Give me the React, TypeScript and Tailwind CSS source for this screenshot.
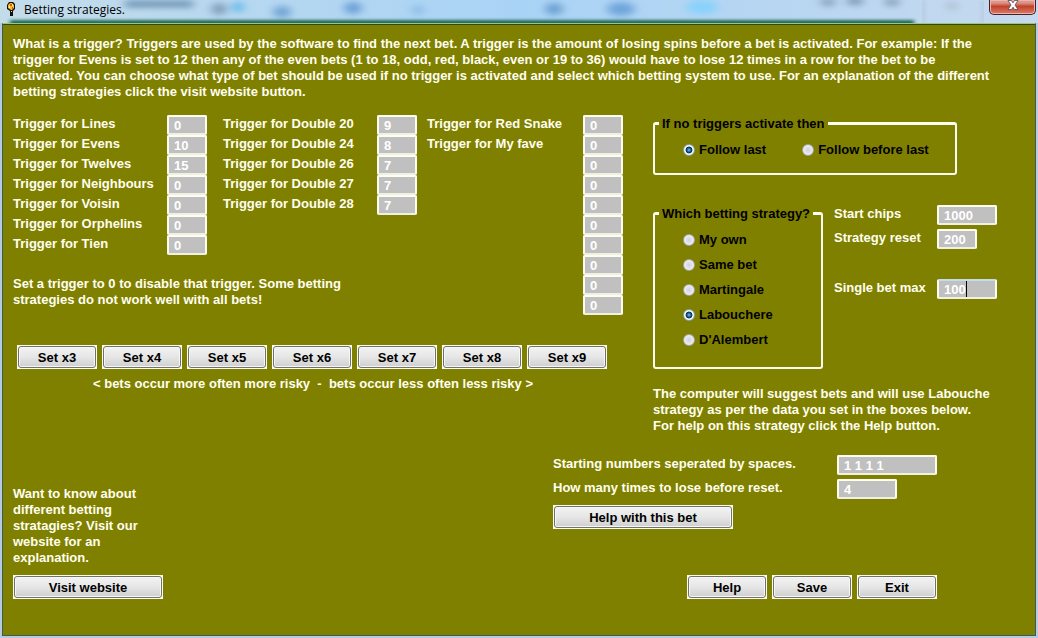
import React, { useState } from "react";

const evenTriggers = [
  { label: "Trigger for Lines", value: "0" },
  { label: "Trigger for Evens", value: "10" },
  { label: "Trigger for Twelves", value: "15" },
  { label: "Trigger for Neighbours", value: "0" },
  { label: "Trigger for Voisin", value: "0" },
  { label: "Trigger for Orphelins", value: "0" },
  { label: "Trigger for Tien", value: "0" },
];

const doubleTriggers = [
  { label: "Trigger for Double 20", value: "9" },
  { label: "Trigger for Double 24", value: "8" },
  { label: "Trigger for Double 26", value: "7" },
  { label: "Trigger for Double 27", value: "7" },
  { label: "Trigger for Double 28", value: "7" },
];

// the spare slots have no caption, only a box
const ownTriggers = [
  { label: "Trigger for Red Snake", value: "0" },
  { label: "Trigger for My fave", value: "0" },
  ...Array.from({ length: 8 }, () => ({ label: "", value: "0" })),
];

const strategies = ["My own", "Same bet", "Martingale", "Labouchere", "D'Alembert"];

const fieldClass =
  "block h-5 shrink-0 rounded-[2px] border-2 border-[#fdfdf0] border-b-[#f0f0e4] bg-[#c0c0c0] pl-[5px] pt-px text-[13px] font-bold text-white outline-none";

function TriggerList({ items, width }: { items: { label: string; value: string }[]; width: string }) {
  return (
    <div className={width}>
      {items.map((item, i) => (
        <label key={i} className="flex h-5 items-start justify-between">
          <span className="pt-px">{item.label}</span>
          <input type="text" defaultValue={item.value} aria-label={item.label || `Trigger ${i + 1}`} className={`${fieldClass} w-10`} />
        </label>
      ))}
    </div>
  );
}

function Button({ children, width = "w-20" }: { children: React.ReactNode; width?: string }) {
  return (
    <button type="button" className={`h-6 shrink-0 bg-[#fffff0] p-px text-black ${width}`}>
      <span className="flex h-full items-center justify-center rounded-[3px] border border-[#707070] bg-linear-to-b from-[#f3f3f3] via-[#e6e6e6] to-[#cfcfcf] pt-px shadow-[inset_0_0_0_1px_#f6f6f6]">
        {children}
      </span>
    </button>
  );
}

function Radio({ name, label, checked, onChange }: { name: string; label: string; checked: boolean; onChange: () => void }) {
  return (
    <label className="flex items-center gap-1 text-black">
      <input
        type="radio"
        name={name}
        checked={checked}
        onChange={onChange}
        className="size-3 appearance-none rounded-full border border-[#a3a4a2] bg-radial from-[#cfd0e2] to-[#fbfbfb] checked:border-[#8aa0a8] checked:bg-[radial-gradient(circle_at_50%_50%,#7cc8ee_0,#2a78b0_20%,#0b2c50_42%,#f4f8fa_54%)]"
      />
      <span className="pt-px">{label}</span>
    </label>
  );
}

function TitleBar() {
  return (
    <header className="relative flex h-[23px] items-start justify-between overflow-hidden bg-linear-to-r from-[#c3dcea] via-[#a9d3f6] to-[#c6d9ee]">
      <svg className="absolute inset-0 h-full w-full" viewBox="0 0 1038 23" preserveAspectRatio="none" aria-hidden="true">
        <defs>
          <filter id="glass" x="-10%" y="-50%" width="120%" height="200%">
            <feGaussianBlur stdDeviation="5 3" />
          </filter>
          <filter id="edge" x="-1%" y="-50%" width="102%" height="200%">
            <feGaussianBlur stdDeviation="2 1.5" />
          </filter>
        </defs>
        <g filter="url(#glass)">
          <rect x="125" y="1" width="68" height="6" fill="#668cae" />
          <ellipse cx="219" cy="9" rx="8" ry="6" fill="#829eb9" />
          <ellipse cx="238" cy="7" rx="6" ry="5" fill="#60b7e9" />
          <ellipse cx="282" cy="12" rx="9" ry="6" fill="#6fa3d4" />
          <ellipse cx="353" cy="8" rx="9" ry="6" fill="#6b9fd5" />
          <ellipse cx="418" cy="10" rx="7" ry="5" fill="#91bee7" />
          <ellipse cx="554" cy="9" rx="9" ry="6" fill="#6c9fd0" />
          <ellipse cx="621" cy="9" rx="14" ry="7" fill="#6ea5da" />
          <ellipse cx="702" cy="7" rx="16" ry="7" fill="#87d2fb" />
          <ellipse cx="828" cy="2" rx="8" ry="4" fill="#839fb9" />
          <ellipse cx="855" cy="1" rx="9" ry="4" fill="#7996b4" />
          <ellipse cx="892" cy="2" rx="8" ry="4" fill="#839fb9" />
          <ellipse cx="952" cy="6" rx="5" ry="4" fill="#aebccb" />
        </g>
        <rect x="10" y="20" width="904" height="8" fill="#216a55" filter="url(#edge)" />
        <path d="M923 0v23M983 0v23" stroke="#aebfd2" strokeWidth="2" filter="url(#edge)" />
      </svg>
      <div className="relative flex items-start gap-2 pl-[7px]">
        <svg width="9" height="17" viewBox="0 0 9 17" className="mt-px" aria-hidden="true">
          <path d="M2 1h4l2 2v5L6 10v5H3v-5L0 8V4z" fill="#15120a" />
          <path d="M3 2h2l2 2v3L5 9H4L1 7V4z" fill="#f2b92c" />
          <path d="M3 3h2v2H3zM5 6h1v2H5z" fill="#e8492a" />
          <path d="M5 3h1v2H5zM2 5h1v2H2z" fill="#fff4a8" />
          <path d="M4 10h1v1H4z" fill="#e9dfb0" />
        </svg>
        <h1 className="font-['Open_Sans','Noto_Sans',sans-serif] text-xs leading-5 font-normal text-black">Betting strategies.</h1>
      </div>
      <button
        type="button"
        aria-label="Close"
        className="relative mr-[2px] flex h-[15px] w-[47px] justify-center rounded-b-[5px] border border-t-0 border-[#43202a] bg-linear-to-b from-[#dd968c] from-20% via-[#c0412b] via-45% to-[#dc7a66] shadow-[inset_0_0_0_1px_#eeb5ab]"
      >
        <svg width="12" height="10" viewBox="0 0 12 10" aria-hidden="true">
          <path d="M1 .5h3.500L6 2.800 7.500 .5H11L8 5 11 9.500H7.500L6 7.200 4.500 9.500H1L4 5z" fill="#fff" stroke="#5a4450" strokeWidth=".8" />
        </svg>
      </button>
    </header>
  );
}

export default function App() {
  const [follow, setFollow] = useState("Follow last");
  const [strategy, setStrategy] = useState("Labouchere");

  return (
    <div className="flex min-h-screen flex-col bg-[#b4cbe2] font-['Liberation_Sans',Arial,sans-serif] text-[13px] leading-4 font-bold text-[#fffff0]">
      <TitleBar />
      <main className="mr-[2px] mb-[2px] ml-[2px] flex-1 border border-[#3d5c4a] border-t-[#9cc58e] bg-[#808000] px-[10px] pt-3 shadow-[inset_0_1px_0_0_#2f4a10]">
        <p>
          What is a trigger? Triggers are used by the software to find the next bet. A trigger is the amount of losing spins before a bet is activated. For example: If the
          <br />
          trigger for Evens is set to 12 then any of the even bets (1 to 18, odd, red, black, even or 19 to 36) would have to lose 12 times in a row for the bet to be
          <br />
          activated. You can choose what type of bet should be used if no trigger is activated and select which betting system to use. For an explanation of the different
          <br />
          betting strategies click the visit website button.
        </p>

        <div className="mt-[15px] flex gap-[30px]">
          <section className="w-[610px] shrink-0">
            <div className="flex justify-between">
              <div>
                <div className="flex gap-4">
                  <TriggerList items={evenTriggers} width="w-[194px]" />
                  <TriggerList items={doubleTriggers} width="w-[194px]" />
                </div>
                <p className="mt-[21px] w-[350px]">Set a trigger to 0 to disable that trigger. Some betting strategies do not work well with all bets!</p>
              </div>
              <TriggerList items={ownTriggers} width="w-[196px]" />
            </div>
            <div className="mt-[30px] ml-1 flex gap-[5px]">
              {[3, 4, 5, 6, 7, 8, 9].map((n) => (
                <Button key={n}>Set x{n}</Button>
              ))}
            </div>
            <p className="mt-[7px] pl-20 whitespace-pre">{"< bets occur more often more risky  -  bets occur less often less risky >"}</p>
          </section>

          <section className="flex-1">
            <fieldset className="h-[60px] w-[304px] rounded-[3px] border-2 border-t-[3px] border-[#fffff0] pl-7">
              <legend className="-ml-6 px-[3px] pt-px text-black">If no triggers activate then</legend>
              <div className="flex gap-9 pt-[9px]">
                {["Follow last", "Follow before last"].map((o) => (
                  <Radio key={o} name="follow" label={o} checked={follow === o} onChange={() => setFollow(o)} />
                ))}
              </div>
            </fieldset>

            <div className="mt-[30px] flex gap-[11px]">
              <fieldset className="h-[164px] w-[170px] shrink-0 rounded-[3px] border-2 border-t-[3px] border-[#fffff0] pl-7">
                <legend className="-ml-6 px-[3px] pt-px whitespace-nowrap text-black">Which betting strategy?</legend>
                <div className="flex flex-col gap-2 pt-[9px]">
                  {strategies.map((s) => (
                    <Radio key={s} name="strategy" label={s} checked={strategy === s} onChange={() => setStrategy(s)} />
                  ))}
                </div>
              </fieldset>
              <div className="flex flex-col gap-1">
                <label className="flex">
                  <span className="w-[103px] pt-px">Start chips</span>
                  <input type="text" defaultValue="1000" className={`${fieldClass} w-[60px]`} />
                </label>
                <label className="flex">
                  <span className="w-[103px] pt-px">Strategy reset</span>
                  <input type="text" defaultValue="200" className={`${fieldClass} w-10`} />
                </label>
                <label className="relative mt-[26px] flex">
                  <span className="w-[103px] pt-px">Single bet max</span>
                  <input type="text" defaultValue="100" className={`${fieldClass} w-[60px] border-t-[#c5dcea] caret-transparent`} />
                  <span className="absolute top-[2px] left-[132px] h-4 w-px bg-black" />
                </label>
              </div>
            </div>

            <p className="mt-[17px]">
              The computer will suggest bets and will use Labouche
              <br />
              strategy as per the data you set in the boxes below.
              <br />
              For help on this strategy click the Help button.
            </p>
          </section>
        </div>

        <div className="mt-[21px] flex gap-[390px]">
          <section className="flex w-[150px] shrink-0 flex-col justify-end">
            <p className="mb-[9px] w-[135px]">Want to know about different betting stratagies? Visit our website for an explanation.</p>
            <Button width="w-[150px]">Visit website</Button>
          </section>

          <section className="w-[384px]">
            <div className="flex flex-col gap-1">
              <label className="flex">
                <span className="w-[284px] pt-px">Starting numbers seperated by spaces.</span>
                <input type="text" defaultValue="1 1 1 1" className={`${fieldClass} w-[100px]`} />
              </label>
              <label className="flex">
                <span className="w-[284px] pt-px">How many times to lose before reset.</span>
                <input type="text" defaultValue="4" className={`${fieldClass} w-[60px]`} />
              </label>
            </div>
            <div className="mt-[6px]">
              <Button width="w-[180px]">Help with this bet</Button>
            </div>
            <div className="mt-[46px] flex justify-end gap-[5px]">
              <Button>Help</Button>
              <Button>Save</Button>
              <Button>Exit</Button>
            </div>
          </section>
        </div>
      </main>
    </div>
  );
}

_ _ _

__EXERCISE__: Go through the material and select each line with the string "React" in it.

__OUTPUT__:
Give me the React, TypeScript and Tailwind CSS source for this screenshot.
import React, { useState } from "react";
function Button({ children, width = "w-20" }: { children: React.ReactNode; width?: string }) {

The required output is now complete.